The constantly changing landscape of technology means that numerous industries are party to continuous and unavoidable innovation, and finance is by no means exempt. The cultural conversation around fintech has grown in recent years, with cryptocurrency, digital payments, and mobile banking technologies featuring as major focuses. With so many new payment methods available, Mintel’s experts have researched consumers’ attitudes towards and usage of financial technologies to explore where technology sits in the future of finance.
The Rise of Cryptocurrency Exchange Payments
Cryptocurrency refers to financial tokens that are owned and transacted in a decentralised system, externally from centralised authorities like banks. It is a modern, non-traditional currency and payment method which has risen in prominence and fluctuated in popularity in the last five years.
Novel and innovative technologies usually attract a lot of attention, but may not have a sustainable, lasting impact on the industry. When it comes to cryptocurrency, we are still waiting to find out which way it will go. Although when cryptocurrencies first appeared on the market, they seemed to be the rising star of fintech. In 2023, 4 in 5 Brits said that they would only trust a financial product from a regulated financial provider.
However, Americans are much more open to the potential of cryptocurrency, even more so than in previous years. According to the Mintel Consumer Attitudes Towards Fintech in the US report from 2022, we revealed that around a third of consumers are interested in using cryptocurrency to make purchases. Furthermore, 4 in 10 describe themselves as more interested in cryptocurrency than they were a year ago, so American interest in crypto is on the rise.
British customers of financial services appear to be more wary of where they put their money due to the recent cost of living crisis and are therefore steering clear of untested industry challengers. This is highlighted by the fact that more than half of people in the UK say that the cost of living crisis has made them more likely to use established providers rather than new companies.
If one of the main reasons behind the reluctance to use cryptocurrency is the present economic circumstances, could that mean that there is still a future for cryptocurrency in the UK? It seems not. When surveyed by Mintel, almost half said that they do not think cryptocurrencies will become a common payment method in the future. What’s more, two-thirds say that they do not understand crypto enough to use it. This suggests that the barriers to cryptocurrency’s increased popularity are not temporary; in fact, the main impediment to the success of crypto is that people do not understand or trust it.

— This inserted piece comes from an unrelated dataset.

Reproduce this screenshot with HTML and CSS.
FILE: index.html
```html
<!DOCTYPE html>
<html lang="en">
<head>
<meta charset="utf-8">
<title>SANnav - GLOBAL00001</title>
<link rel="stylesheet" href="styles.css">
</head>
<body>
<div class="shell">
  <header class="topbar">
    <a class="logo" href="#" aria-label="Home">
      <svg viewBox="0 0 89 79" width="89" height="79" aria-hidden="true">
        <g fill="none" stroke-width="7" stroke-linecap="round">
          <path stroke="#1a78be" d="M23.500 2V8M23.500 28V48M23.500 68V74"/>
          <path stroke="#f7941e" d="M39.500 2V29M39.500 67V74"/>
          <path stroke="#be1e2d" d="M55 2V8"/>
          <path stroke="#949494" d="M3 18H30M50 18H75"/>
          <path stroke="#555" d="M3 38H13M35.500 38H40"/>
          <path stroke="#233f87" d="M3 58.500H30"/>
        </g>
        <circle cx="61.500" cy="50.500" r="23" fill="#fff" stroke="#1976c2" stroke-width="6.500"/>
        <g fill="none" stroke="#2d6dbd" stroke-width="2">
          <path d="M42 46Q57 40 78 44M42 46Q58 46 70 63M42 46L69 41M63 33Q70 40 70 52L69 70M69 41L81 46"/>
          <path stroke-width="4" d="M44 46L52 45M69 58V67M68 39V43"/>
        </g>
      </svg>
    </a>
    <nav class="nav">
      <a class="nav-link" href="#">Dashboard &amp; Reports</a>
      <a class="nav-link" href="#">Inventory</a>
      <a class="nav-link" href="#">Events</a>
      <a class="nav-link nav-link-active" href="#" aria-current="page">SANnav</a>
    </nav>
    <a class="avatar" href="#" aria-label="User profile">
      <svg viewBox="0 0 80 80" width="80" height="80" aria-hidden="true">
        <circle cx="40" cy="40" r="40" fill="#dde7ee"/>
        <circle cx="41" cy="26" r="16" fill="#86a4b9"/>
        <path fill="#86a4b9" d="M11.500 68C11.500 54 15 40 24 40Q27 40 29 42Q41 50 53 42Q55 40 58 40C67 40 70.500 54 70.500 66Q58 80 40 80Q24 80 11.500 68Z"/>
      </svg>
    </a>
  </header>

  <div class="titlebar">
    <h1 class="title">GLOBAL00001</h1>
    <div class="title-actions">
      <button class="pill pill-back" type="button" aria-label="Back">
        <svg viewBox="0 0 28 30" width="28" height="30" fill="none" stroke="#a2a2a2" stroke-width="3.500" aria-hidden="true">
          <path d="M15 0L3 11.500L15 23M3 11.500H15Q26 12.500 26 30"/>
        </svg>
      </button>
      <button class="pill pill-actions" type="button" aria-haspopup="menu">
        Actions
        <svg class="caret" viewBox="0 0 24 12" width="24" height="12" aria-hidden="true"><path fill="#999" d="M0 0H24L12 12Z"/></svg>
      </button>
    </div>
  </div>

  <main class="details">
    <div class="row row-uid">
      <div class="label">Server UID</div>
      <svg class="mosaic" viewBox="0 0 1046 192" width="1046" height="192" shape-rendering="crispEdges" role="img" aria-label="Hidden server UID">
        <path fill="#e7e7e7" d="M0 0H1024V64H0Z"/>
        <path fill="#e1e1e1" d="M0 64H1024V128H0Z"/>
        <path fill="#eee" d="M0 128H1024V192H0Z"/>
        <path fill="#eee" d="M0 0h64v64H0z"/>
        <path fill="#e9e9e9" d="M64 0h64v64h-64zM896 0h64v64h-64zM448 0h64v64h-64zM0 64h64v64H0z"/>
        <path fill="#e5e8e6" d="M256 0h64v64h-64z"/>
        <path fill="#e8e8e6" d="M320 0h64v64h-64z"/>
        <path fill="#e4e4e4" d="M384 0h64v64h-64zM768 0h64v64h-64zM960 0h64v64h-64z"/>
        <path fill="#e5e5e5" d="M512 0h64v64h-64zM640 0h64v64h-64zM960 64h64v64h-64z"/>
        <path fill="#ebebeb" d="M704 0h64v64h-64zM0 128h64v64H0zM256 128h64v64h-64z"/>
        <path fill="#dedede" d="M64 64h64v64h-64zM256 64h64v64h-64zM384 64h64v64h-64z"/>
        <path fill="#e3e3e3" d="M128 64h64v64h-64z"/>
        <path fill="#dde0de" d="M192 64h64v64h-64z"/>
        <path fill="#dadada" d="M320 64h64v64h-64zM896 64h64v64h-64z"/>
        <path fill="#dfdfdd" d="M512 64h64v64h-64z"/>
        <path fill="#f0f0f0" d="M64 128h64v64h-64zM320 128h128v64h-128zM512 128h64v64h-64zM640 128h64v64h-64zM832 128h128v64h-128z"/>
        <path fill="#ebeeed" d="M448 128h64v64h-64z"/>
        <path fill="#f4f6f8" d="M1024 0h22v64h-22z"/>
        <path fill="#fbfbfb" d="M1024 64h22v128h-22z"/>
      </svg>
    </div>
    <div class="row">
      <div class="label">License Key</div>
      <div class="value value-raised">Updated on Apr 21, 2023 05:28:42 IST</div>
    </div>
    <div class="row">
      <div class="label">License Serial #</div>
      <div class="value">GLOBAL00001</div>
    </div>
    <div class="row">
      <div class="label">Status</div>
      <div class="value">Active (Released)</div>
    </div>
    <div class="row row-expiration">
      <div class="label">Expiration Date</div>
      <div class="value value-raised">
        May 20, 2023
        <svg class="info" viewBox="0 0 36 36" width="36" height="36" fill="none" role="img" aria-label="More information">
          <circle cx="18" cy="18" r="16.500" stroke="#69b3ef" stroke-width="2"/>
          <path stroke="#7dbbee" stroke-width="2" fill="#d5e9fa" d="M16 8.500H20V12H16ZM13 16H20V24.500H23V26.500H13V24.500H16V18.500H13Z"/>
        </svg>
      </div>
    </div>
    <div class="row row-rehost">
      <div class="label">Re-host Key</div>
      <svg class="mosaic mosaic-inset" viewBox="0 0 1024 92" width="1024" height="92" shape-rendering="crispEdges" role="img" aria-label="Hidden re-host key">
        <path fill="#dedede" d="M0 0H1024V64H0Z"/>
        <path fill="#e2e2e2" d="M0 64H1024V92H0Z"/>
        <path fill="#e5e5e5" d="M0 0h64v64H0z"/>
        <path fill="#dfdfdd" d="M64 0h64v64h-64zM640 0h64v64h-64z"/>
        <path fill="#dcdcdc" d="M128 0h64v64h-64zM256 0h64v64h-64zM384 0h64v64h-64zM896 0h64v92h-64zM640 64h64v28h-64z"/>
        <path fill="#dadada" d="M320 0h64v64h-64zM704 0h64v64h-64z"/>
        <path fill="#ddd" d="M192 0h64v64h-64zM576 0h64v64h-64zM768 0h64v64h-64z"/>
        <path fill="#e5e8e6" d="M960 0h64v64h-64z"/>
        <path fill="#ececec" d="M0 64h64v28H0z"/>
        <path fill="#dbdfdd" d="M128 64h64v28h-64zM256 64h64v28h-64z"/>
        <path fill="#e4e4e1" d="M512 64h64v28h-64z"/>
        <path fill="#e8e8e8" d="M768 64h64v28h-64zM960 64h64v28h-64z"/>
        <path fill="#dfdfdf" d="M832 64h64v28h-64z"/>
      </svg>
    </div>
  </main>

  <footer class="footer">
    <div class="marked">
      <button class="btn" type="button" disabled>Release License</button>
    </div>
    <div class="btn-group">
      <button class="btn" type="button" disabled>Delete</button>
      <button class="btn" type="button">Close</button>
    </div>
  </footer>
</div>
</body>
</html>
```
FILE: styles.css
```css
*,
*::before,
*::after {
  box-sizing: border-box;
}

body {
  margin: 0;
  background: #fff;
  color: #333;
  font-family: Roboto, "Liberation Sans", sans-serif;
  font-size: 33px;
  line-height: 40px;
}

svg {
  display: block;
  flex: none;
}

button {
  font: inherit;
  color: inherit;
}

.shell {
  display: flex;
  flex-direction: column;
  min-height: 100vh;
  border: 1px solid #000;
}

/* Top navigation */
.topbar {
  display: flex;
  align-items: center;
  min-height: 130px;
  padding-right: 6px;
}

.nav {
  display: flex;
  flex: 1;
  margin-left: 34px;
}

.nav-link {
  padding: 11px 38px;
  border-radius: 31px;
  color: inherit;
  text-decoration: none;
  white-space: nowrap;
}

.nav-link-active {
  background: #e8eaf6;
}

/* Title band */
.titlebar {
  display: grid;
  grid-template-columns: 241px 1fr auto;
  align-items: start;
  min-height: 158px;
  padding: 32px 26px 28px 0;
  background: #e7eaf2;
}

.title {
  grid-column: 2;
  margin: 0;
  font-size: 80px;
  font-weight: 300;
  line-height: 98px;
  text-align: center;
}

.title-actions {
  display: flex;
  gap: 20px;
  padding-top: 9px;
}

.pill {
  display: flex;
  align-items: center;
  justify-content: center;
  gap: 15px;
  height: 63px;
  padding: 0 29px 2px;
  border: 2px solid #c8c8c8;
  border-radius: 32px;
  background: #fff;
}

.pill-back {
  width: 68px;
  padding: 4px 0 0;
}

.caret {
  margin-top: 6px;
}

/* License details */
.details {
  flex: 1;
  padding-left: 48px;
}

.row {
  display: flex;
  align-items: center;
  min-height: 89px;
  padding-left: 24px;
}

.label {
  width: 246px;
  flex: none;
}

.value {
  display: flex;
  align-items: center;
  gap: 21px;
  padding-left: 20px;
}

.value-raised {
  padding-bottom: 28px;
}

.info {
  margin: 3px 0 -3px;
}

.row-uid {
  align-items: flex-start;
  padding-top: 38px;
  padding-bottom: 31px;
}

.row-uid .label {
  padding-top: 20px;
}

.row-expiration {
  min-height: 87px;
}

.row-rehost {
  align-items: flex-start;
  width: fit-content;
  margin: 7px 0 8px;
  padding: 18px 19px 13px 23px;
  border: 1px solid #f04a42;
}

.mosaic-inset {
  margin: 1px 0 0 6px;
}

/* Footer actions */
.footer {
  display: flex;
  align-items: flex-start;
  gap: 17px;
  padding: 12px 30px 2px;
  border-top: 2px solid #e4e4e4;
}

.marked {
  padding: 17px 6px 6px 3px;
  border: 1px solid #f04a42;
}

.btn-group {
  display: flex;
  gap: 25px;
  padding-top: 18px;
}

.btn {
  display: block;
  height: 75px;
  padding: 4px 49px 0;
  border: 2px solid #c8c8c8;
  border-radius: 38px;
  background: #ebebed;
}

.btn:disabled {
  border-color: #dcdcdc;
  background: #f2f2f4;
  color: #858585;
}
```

The Changing Landscape of Electronic Payments
Aside from cryptocurrency, the landscape of more traditional electronic and digital payments is changing too. However, the conservative attitudes towards crypto payments are largely reflected in attitudes towards electronic payments – though to a slightly lesser extent. The more traditional payment options of credit cards, debit cards, and cash still reign supreme, with 30-50% of people in the UK using these payment methods weekly.

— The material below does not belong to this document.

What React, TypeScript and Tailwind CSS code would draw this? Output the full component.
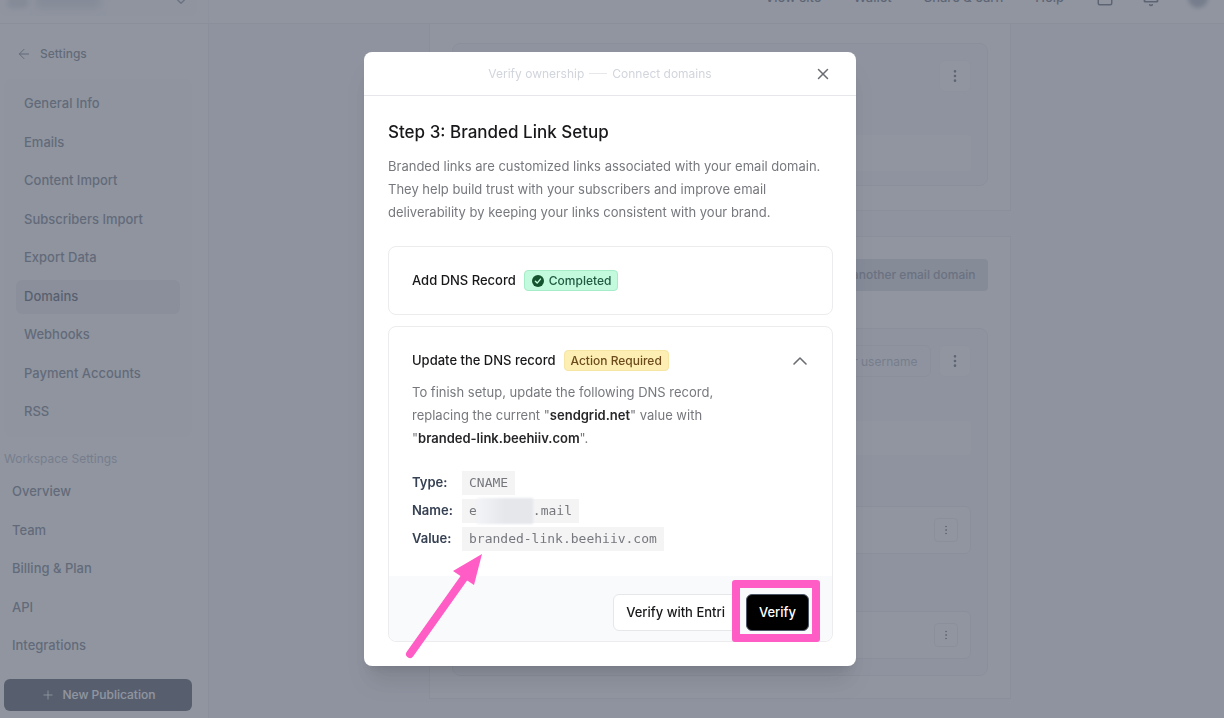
import { useState } from "react";
import {
  ArrowLeft,
  Bell,
  ChevronsUpDown,
  EllipsisVertical,
  Plus,
  Square,
  X,
} from "lucide-react";

const settingsLinks = [
  "General Info",
  "Emails",
  "Content Import",
  "Subscribers Import",
  "Export Data",
  "Domains",
  "Webhooks",
  "Payment Accounts",
  "RSS",
];

const workspaceLinks = ["Overview", "Team", "Billing & Plan", "API", "Integrations"];

const topLinks = ["View site", "Wallet", "Share & earn", "Help"];

const Header = () => (
  <header className="-mt-7 flex h-[52px] shrink-0 border-b border-gray-200 bg-white">
    <div className="flex w-[209px] shrink-0 items-center border-r border-gray-100">
      <button
        aria-label="Switch publication"
        className="flex h-9 w-[197px] items-center gap-2 rounded-md bg-gray-50 px-2"
      >
        <span className="h-5 w-5 rounded bg-gray-300 blur-[2px]" />
        <span className="h-5 w-16 rounded bg-gray-300 blur-[4px]" />
        <ChevronsUpDown size={16} className="ml-auto text-gray-500" />
      </button>
    </div>
    <div className="flex flex-1 items-center justify-end gap-8 pr-4 text-[13px] font-medium text-gray-700">
      {topLinks.map((label) => (
        <a key={label} href="#">
          {label}
        </a>
      ))}
      <div className="flex items-center gap-7">
        <button aria-label="Apps">
          <Square size={18} />
        </button>
        <button aria-label="Notifications">
          <Bell size={18} />
        </button>
        <span className="h-5 w-5 rounded-full bg-gray-400 blur-[2px]" />
      </div>
    </div>
  </header>
);

const Sidebar = () => (
  <aside className="w-[209px] shrink-0 border-r border-gray-200 bg-white pr-4 pl-1 text-[13px] font-medium text-gray-600">
    <a href="#" className="flex h-[55px] items-center gap-2 pt-1 pl-3 text-xs">
      <ArrowLeft size={16} strokeWidth={1.5} />
      Settings
    </a>

    <nav className="flex h-[358px] flex-col justify-between rounded-lg bg-gray-50 p-2 px-3">
      {settingsLinks.map((label) => (
        <a
          key={label}
          href="#"
          className={
            label === "Domains"
              ? "flex h-[34px] items-center rounded-md bg-gray-200 px-2 text-gray-800"
              : "flex h-[34px] items-center rounded-md px-2"
          }
        >
          {label}
        </a>
      ))}
    </nav>

    <h2 className="mt-[14px] text-xs leading-4 font-normal text-gray-400">Workspace Settings</h2>
    <nav className="mt-2 flex h-[188px] flex-col justify-between">
      {workspaceLinks.map((label) => (
        <a key={label} href="#" className="flex h-[34px] items-center px-2">
          {label}
        </a>
      ))}
    </nav>

    <button className="mt-4 flex h-8 w-full items-center justify-center gap-2 rounded-md bg-gray-800 text-xs text-white">
      <Plus size={14} strokeWidth={1.5} />
      New Publication
    </button>
  </aside>
);

const KebabButton = () => (
  <button
    aria-label="More actions"
    className="flex h-8 w-8 shrink-0 items-center justify-center rounded-md border border-gray-100 bg-white text-gray-700"
  >
    <EllipsisVertical size={16} />
  </button>
);

const RecordRow = () => (
  <div className="flex h-12 items-center justify-end rounded-md border border-gray-200 bg-white pr-3">
    <button
      aria-label="Record actions"
      className="flex h-6 w-6 items-center justify-center rounded border border-gray-200 text-gray-600"
    >
      <EllipsisVertical size={12} />
    </button>
  </div>
);

const DomainCards = () => (
  <main className="min-w-0 flex-1 bg-[#f6f7fb] pl-[6px]">
    <div className="mx-auto max-w-[582px]">
      <section className="border-x border-b border-gray-200 bg-white px-[22px] pt-[19px] pb-6">
        <div className="rounded-lg border border-gray-200 bg-[#f6f7fb] p-4 pb-[14px]">
          <div className="flex justify-end">
            <KebabButton />
          </div>
          <input
            aria-label="Web domain"
            readOnly
            className="mt-[43px] block h-9 w-full rounded bg-white px-3 text-[13px]"
          />
        </div>
      </section>

      <section className="mt-[25px] border border-gray-200 bg-white p-[22px]">
        <div className="flex justify-end">
          <button className="flex h-8 items-center gap-2 rounded bg-gray-300 px-3 text-xs font-medium text-gray-500">
            <Plus size={14} />
            Add another email domain
          </button>
        </div>
        <div className="mt-[37px] rounded-lg border border-gray-200 bg-[#f6f7fb] p-4">
          <div className="flex justify-end gap-2">
            <input
              aria-label="Sender username"
              placeholder="Sender username"
              className="h-8 w-[180px] rounded-md border border-gray-200 px-3 text-right text-xs placeholder:text-gray-400"
            />
            <KebabButton />
          </div>
          <input
            aria-label="Email domain"
            readOnly
            className="mt-11 block h-[34px] w-full rounded bg-white px-3 text-[13px]"
          />
          <div className="mt-[51px] flex flex-col gap-[57px]">
            <RecordRow />
            <RecordRow />
          </div>
        </div>
      </section>
    </div>
  </main>
);

const DnsValue = ({ label, children }: { label: string; children: React.ReactNode }) => (
  <div className="flex h-[22px] items-center">
    <dt className="w-[50px] text-[13px] font-semibold text-gray-700">{label}</dt>
    <dd className="flex h-6 items-center bg-[#f4f4f5] px-[7px] font-['DejaVu_Sans_Mono',monospace] text-[13px] text-[#76787d]">
      {children}
    </dd>
  </div>
);

const BrandedLinkModal = () => {
  const [open, setOpen] = useState(true);

  return (
    <div
      role="dialog"
      aria-labelledby="modal-title"
      className="relative w-full max-w-[492px] rounded-lg bg-white shadow-xl"
    >
      <div className="flex h-11 items-center border-b border-gray-200 pr-6 pl-[22px]">
        <div className="flex flex-1 items-center justify-center gap-[5px] text-xs text-gray-300">
          <span>Verify ownership</span>
          <span className="h-px w-[18px] bg-gray-200" />
          <span>Connect domains</span>
        </div>
        <button aria-label="Close" className="text-[#6b6d72]">
          <X size={18} strokeWidth={2} />
        </button>
      </div>

      <div className="pt-6 pr-[23px] pb-6 pl-6">
        <h1 id="modal-title" className="text-[17px] leading-6 font-medium text-[#18181b]">
          Step 3: Branded Link Setup
        </h1>
        <p className="mt-[11px] text-[13px] leading-[23px] text-[#76787d]">
          Branded links are customized links associated with your email domain. They help build
          trust with your subscribers and improve email deliverability by keeping your links
          consistent with your brand.
        </p>

        {/* Completed step */}
        <div className="mt-[22px] flex items-center gap-2 rounded-lg border border-[#ececee] p-[23px]">
          <h2 className="text-[13px] leading-[21px] font-medium text-[#18181b]">Add DNS Record</h2>
          <span className="flex h-[21px] items-center gap-1 rounded border border-[#a7ecc9] bg-[#c3f9dd] px-[6px] text-xs font-medium text-[#1f5a41]">
            <svg width="14" height="14" viewBox="0 0 14 14" fill="none">
              <circle cx="7" cy="7" r="6" fill="#14532d" />
              <path d="M4.4 7.3l1.8 1.8 3.3-4" stroke="#c3f9dd" strokeWidth="1.4" strokeLinecap="round" strokeLinejoin="round" />
            </svg>
            Completed
          </span>
        </div>

        {/* Pending step */}
        <div className="mt-[11px] rounded-lg border border-[#ececee]">
          <div className="px-[23px] pt-[23px] pb-[26px]">
            <div className="flex items-center gap-2">
              <h2 className="text-[13px] leading-[21px] font-medium text-[#18181b]">
                Update the DNS record
              </h2>
              <span className="flex h-[21px] items-center rounded border border-[#f5e6a3] bg-[#fdeeb3] px-[6px] text-xs font-medium text-[#6b4a1c]">
                Action Required
              </span>
              <button
                aria-label="Toggle details"
                aria-expanded={open}
                onClick={() => setOpen(!open)}
                className="ml-auto text-[#6b6d72]"
              >
                <svg width="18" height="18" viewBox="0 0 18 18" fill="none">
                  <path d="M3 12l6-6 6 6" stroke="currentColor" strokeWidth="1.6" strokeLinecap="round" strokeLinejoin="round" />
                </svg>
              </button>
            </div>

            {open && (
              <>
                <p className="mt-[10px] max-w-[320px] text-[13px] leading-[23px] text-[#76787d]">
                  To finish setup, update the following DNS record, replacing the current "
                  <strong className="font-semibold text-[#27272a]">sendgrid.net</strong>" value with
                  "<strong className="font-semibold text-[#27272a]">branded-link.beehiiv.com</strong>
                  ".
                </p>
                <dl className="mt-[22px] flex flex-col gap-[6px]">
                  <DnsValue label="Type:">CNAME</DnsValue>
                  <DnsValue label="Name:">
                    e
                    <span className="h-[26px] w-14 bg-linear-to-r from-gray-100 via-gray-200 to-gray-200 blur-[1px]" />
                    .mail
                  </DnsValue>
                  <DnsValue label="Value:">branded-link.beehiiv.com</DnsValue>
                </dl>
              </>
            )}
          </div>

          <div className="flex justify-end gap-2 rounded-b-lg bg-gray-50 pt-[18px] pr-[23px] pb-[10px] text-[13px] font-medium">
            <button className="h-[37px] rounded-md border border-gray-200 bg-white px-3 text-[#18181b]">
              Verify with Entri
            </button>
            <div className="relative">
              <button className="h-[37px] rounded-md border border-gray-600 bg-black px-3 text-white">
                Verify
              </button>
              <span className="pointer-events-none absolute -top-[14px] -right-[11px] -bottom-[11px] -left-[14px] rounded-[3px] border-8 border-[#ff5cc5]" />
            </div>
          </div>
        </div>
      </div>

      {/* Arrow pointing at the record value */}
      <svg
        className="pointer-events-none absolute bottom-0 left-10"
        width="84"
        height="116"
        viewBox="0 0 84 116"
        fill="#ff5cc5"
      >
        <path d="M6 104L60 28" stroke="#ff5cc5" strokeWidth="8" strokeLinecap="round" />
        <path d="M78 4L49 21L70 35Z" />
      </svg>
    </div>
  );
};

export default function App() {
  return (
    <div className="flex h-screen flex-col overflow-hidden font-['Inter',sans-serif]">
      <Header />
      <div className="flex min-h-0 flex-1">
        <Sidebar />
        <DomainCards />
      </div>
      <div className="fixed inset-0 flex items-center justify-center bg-[#6b7280]/75 pr-1">
        <BrandedLinkModal />
      </div>
    </div>
  );
}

Alternative payment methods include mobile wallets like ApplePay, online wallets like PayPal, and Buy Now Pay Later options like Klarna. These less traditional methods are used weekly by a clear minority of consumers, though perhaps they will increase in regularity as digital payments become more standard and more widely trusted.
Indeed, electronic and digital payments have become more accepted into everyday life in recent years. For example, in 2018, nearly 80% used cash at least once a week, whereas in 2022 only half used cash weekly. Although the cutting edge of digital payment methods is still treated with some unease, others are becoming accepted as everyday banking options.
The Impact of FinTech on Personal Finance
Unstable economic conditions mean that the personal finance choices of consumers are changing, and consumer behaviours are changing too. Through the cost of living crisis, consumer spending habits, banking behaviours, and personal finance choices have changed. The fluctuating regularity with which we use certain payment methods, as well as the reluctance to accept cryptocurrency on a wider social basis, signals that individuals are conservative and wary when it comes to altering their personal finance systems.
What We Think
Though the landscape of fintech at present is brimming with exciting and innovative new payment and banking options, the general public is reluctant and wary to engage with them. This is in part owing to the cost of living crisis, but the wariness extends beyond temporary economic circumstances. For this reason, it seems doubtful that cryptocurrency will take off in the UK in the big way that was once anticipated. Digital and online payments may yet become a more permanent fixture in the world of personal finance, but it looks as if it will take a bit longer for the wider banking community to come around to the idea.